*Problem to solve*
Records follow. Copy every line with "components".

(Front-end source files)
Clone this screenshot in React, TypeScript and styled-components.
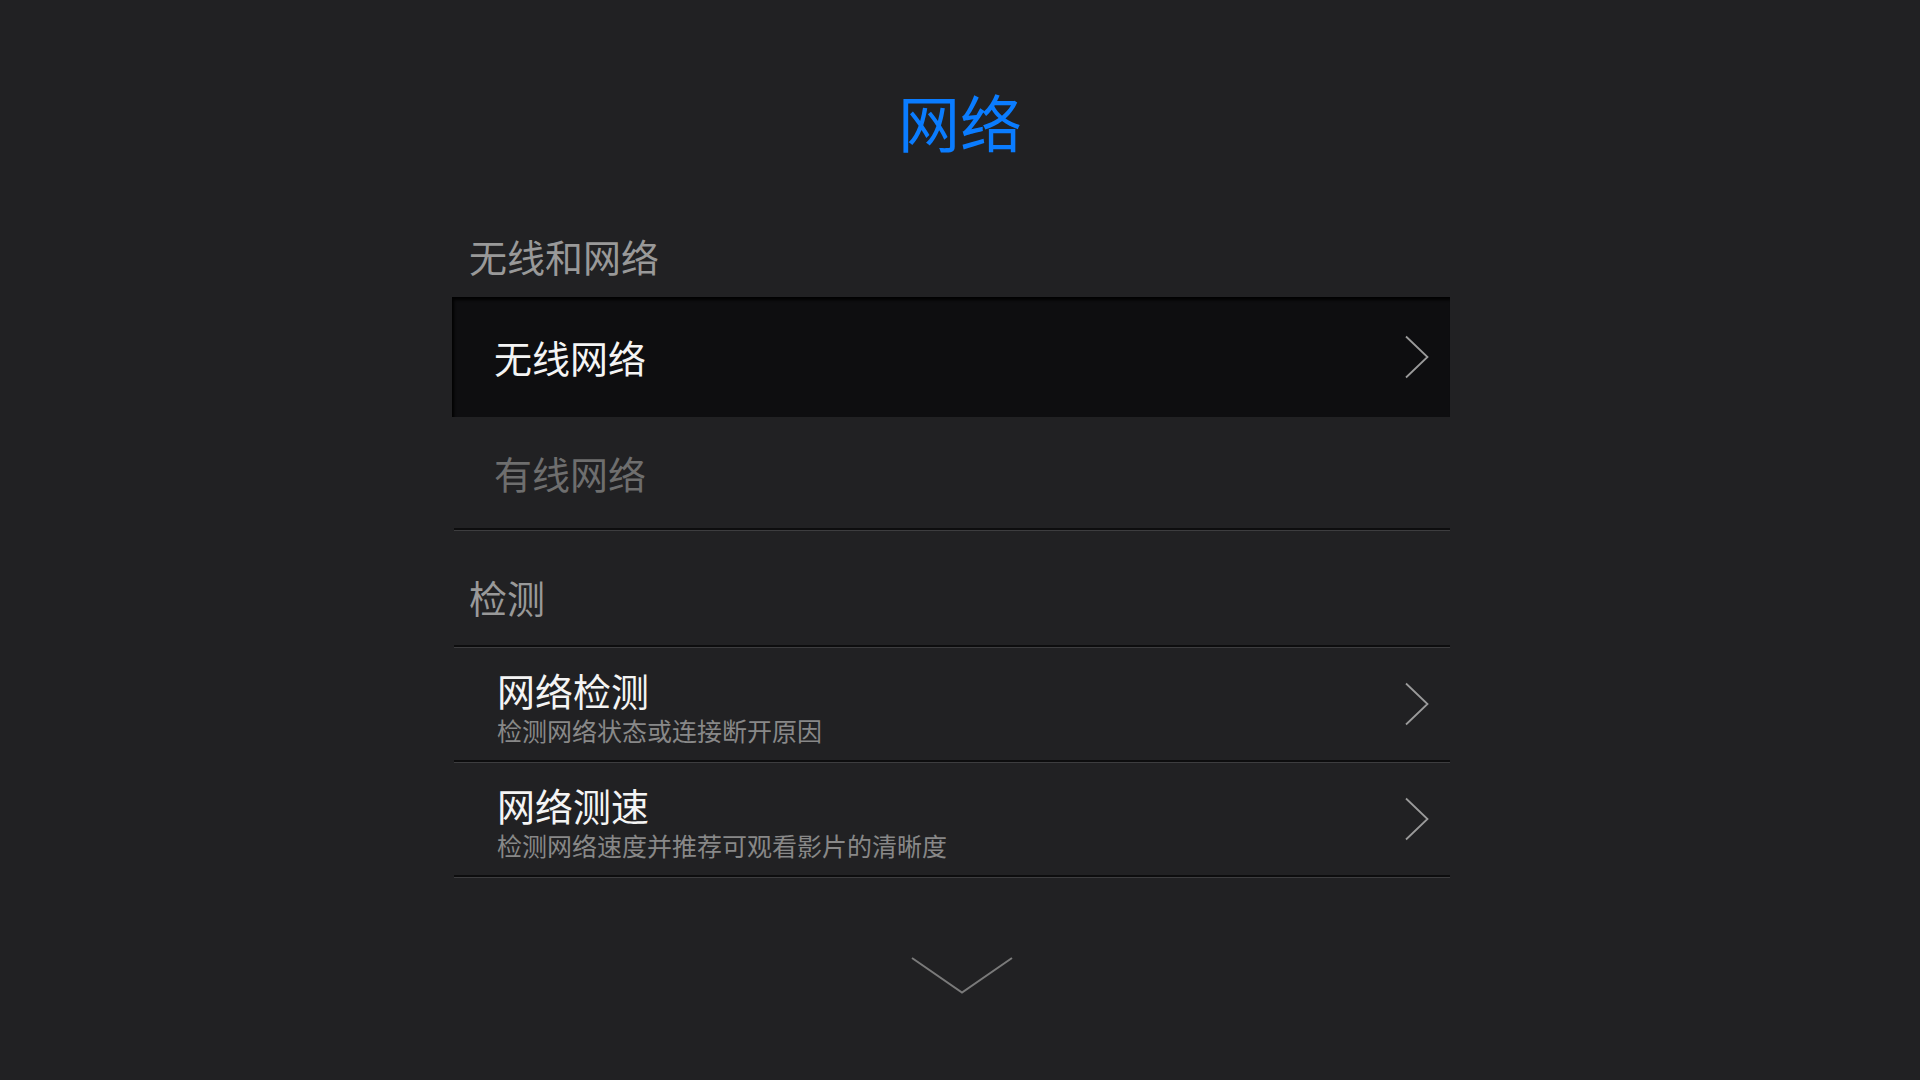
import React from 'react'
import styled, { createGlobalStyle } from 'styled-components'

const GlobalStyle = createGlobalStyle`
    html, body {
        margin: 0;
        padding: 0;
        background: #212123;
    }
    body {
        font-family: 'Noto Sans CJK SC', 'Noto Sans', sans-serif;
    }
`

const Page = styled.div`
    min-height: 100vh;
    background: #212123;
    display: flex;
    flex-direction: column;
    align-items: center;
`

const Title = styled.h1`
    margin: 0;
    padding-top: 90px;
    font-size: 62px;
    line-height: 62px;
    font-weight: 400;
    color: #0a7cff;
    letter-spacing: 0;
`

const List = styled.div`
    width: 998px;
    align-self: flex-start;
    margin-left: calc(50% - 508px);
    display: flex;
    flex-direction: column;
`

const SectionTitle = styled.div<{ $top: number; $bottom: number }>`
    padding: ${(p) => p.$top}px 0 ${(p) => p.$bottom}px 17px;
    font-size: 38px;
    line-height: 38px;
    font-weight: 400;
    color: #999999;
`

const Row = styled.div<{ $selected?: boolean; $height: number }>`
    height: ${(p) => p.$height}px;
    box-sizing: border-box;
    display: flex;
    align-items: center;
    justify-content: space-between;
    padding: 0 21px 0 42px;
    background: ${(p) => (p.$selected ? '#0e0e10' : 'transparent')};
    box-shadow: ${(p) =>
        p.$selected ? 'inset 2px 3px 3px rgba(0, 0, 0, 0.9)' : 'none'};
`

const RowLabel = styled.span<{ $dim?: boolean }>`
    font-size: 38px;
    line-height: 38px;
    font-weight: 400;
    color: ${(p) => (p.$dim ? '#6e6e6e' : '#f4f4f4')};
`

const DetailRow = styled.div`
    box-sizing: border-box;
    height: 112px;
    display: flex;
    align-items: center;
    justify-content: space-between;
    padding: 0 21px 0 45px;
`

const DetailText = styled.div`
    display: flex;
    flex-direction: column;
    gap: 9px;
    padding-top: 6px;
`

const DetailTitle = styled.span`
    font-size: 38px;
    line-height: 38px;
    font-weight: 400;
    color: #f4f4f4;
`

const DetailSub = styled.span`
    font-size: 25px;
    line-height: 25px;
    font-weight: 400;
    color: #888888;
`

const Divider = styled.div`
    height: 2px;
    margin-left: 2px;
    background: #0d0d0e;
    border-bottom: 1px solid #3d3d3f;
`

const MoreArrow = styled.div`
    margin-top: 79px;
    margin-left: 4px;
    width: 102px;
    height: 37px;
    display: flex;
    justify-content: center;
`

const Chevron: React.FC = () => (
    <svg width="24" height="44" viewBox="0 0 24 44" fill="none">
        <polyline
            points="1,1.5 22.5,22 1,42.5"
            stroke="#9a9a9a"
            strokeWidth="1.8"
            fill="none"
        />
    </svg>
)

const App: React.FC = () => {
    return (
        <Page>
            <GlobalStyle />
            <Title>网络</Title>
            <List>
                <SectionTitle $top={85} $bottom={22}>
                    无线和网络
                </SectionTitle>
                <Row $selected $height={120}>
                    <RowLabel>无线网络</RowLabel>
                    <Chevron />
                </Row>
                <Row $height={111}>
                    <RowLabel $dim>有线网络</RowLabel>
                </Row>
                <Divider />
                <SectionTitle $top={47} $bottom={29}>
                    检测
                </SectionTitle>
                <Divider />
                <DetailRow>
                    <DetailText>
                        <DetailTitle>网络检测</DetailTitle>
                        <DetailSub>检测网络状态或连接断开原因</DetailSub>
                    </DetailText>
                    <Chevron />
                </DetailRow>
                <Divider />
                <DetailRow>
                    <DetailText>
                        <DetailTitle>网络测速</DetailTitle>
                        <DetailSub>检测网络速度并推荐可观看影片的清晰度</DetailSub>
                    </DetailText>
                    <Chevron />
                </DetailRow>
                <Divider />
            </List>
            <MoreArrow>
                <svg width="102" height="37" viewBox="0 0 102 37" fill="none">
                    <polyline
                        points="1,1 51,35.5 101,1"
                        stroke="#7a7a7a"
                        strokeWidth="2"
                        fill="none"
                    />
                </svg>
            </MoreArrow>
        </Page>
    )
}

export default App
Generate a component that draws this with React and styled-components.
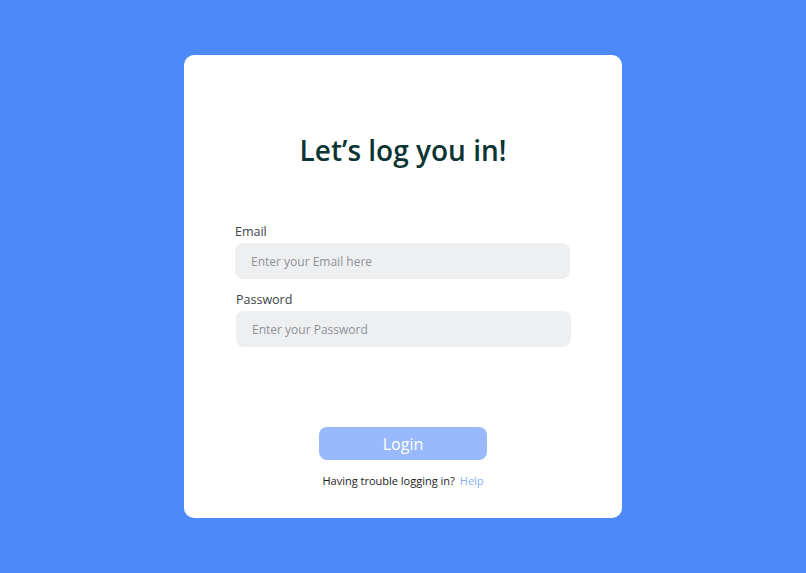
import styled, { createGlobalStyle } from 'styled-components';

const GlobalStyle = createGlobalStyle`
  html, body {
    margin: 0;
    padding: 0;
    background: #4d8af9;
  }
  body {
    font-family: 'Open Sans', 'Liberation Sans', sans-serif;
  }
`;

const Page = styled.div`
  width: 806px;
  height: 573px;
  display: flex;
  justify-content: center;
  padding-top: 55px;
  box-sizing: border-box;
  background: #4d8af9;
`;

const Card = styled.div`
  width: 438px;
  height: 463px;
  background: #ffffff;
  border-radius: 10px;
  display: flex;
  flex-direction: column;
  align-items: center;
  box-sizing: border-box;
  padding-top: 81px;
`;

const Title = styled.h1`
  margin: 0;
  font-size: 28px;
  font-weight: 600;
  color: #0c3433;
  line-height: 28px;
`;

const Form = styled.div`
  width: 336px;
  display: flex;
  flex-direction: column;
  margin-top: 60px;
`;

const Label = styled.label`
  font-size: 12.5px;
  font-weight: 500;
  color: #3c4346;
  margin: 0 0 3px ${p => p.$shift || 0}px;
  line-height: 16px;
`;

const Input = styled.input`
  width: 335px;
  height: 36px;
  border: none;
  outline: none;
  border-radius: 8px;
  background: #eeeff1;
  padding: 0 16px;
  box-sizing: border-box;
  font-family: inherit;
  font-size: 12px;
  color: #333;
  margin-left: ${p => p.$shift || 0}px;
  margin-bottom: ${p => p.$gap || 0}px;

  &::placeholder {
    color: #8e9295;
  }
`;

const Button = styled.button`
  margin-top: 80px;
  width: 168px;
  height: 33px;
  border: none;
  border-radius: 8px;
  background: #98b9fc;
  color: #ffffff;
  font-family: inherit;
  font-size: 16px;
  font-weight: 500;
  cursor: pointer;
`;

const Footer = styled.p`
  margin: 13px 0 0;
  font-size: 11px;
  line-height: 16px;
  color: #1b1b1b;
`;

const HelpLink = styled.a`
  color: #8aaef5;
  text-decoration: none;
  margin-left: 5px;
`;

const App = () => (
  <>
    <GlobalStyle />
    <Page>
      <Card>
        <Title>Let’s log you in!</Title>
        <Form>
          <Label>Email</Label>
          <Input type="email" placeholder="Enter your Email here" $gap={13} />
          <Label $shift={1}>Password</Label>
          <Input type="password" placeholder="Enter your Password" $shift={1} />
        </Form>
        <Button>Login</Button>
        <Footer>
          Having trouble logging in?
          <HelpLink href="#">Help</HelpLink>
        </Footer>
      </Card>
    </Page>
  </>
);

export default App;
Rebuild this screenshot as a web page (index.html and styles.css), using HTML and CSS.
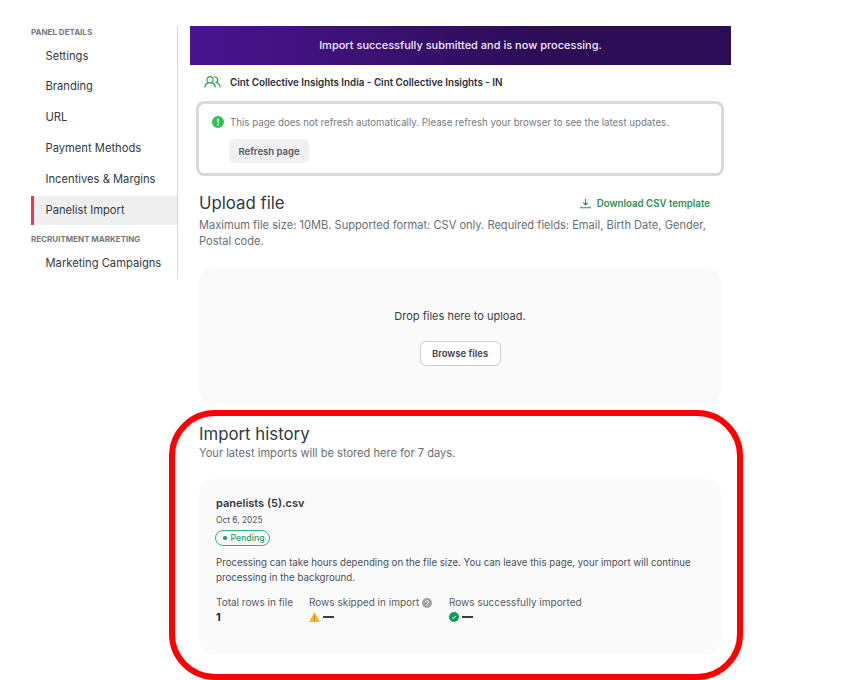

*Reply*
Clone this screenshot in React, TypeScript and styled-components.
import styled, { createGlobalStyle } from 'styled-components'
Generate a component that draws this with React and styled-components.
import styled, { createGlobalStyle } from 'styled-components';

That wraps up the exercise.